The role of health and medical services in prevention
Health, medical and social services professionals should be provided with the training, resources and support necessary to prevent harmful use of alcohol and treat people with alcohol dependence, including routinely providing brief advice to motivate high-risk drinkers to moderate their consumption. Health professionals also play a key role in education, advocacy and research. Specialised treatment and rehabilitation services should be available and affordable for alcohol dependent individuals and their families.
Drink driving measures
Key drink-driving deterrents should be implemented, which include a strictly enforced legal maximum blood alcohol concentration for drivers of no more than 50mg/100ml, supported by social marketing campaigns and the power of authorities to impose immediate sanctions.
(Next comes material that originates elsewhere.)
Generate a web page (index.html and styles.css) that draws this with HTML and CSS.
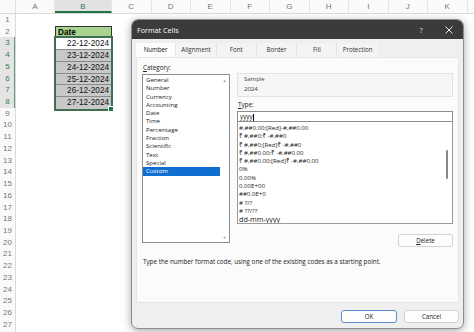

Respond to the alcohol industry
Limiting the role of the alcohol industry in alcohol policy development
The commercial priorities of the alcohol industry are in direct conflict with the public health objective of reducing overall alcohol consumption. Internationally, the alcohol industry is frequently included in alcohol policy development by national authorities, but the industry is often active in opposing and weakening effective alcohol policies. Ineffective and non-evidence-based alcohol control strategies promoted by the alcohol industry and the social organisations that the industry sponsors should be countered. The role of the alcohol industry in the reduction of alcohol-related harm should be confined to their roles as producers, distributors and marketers of alcohol, and not include alcohol policy development or health promotion.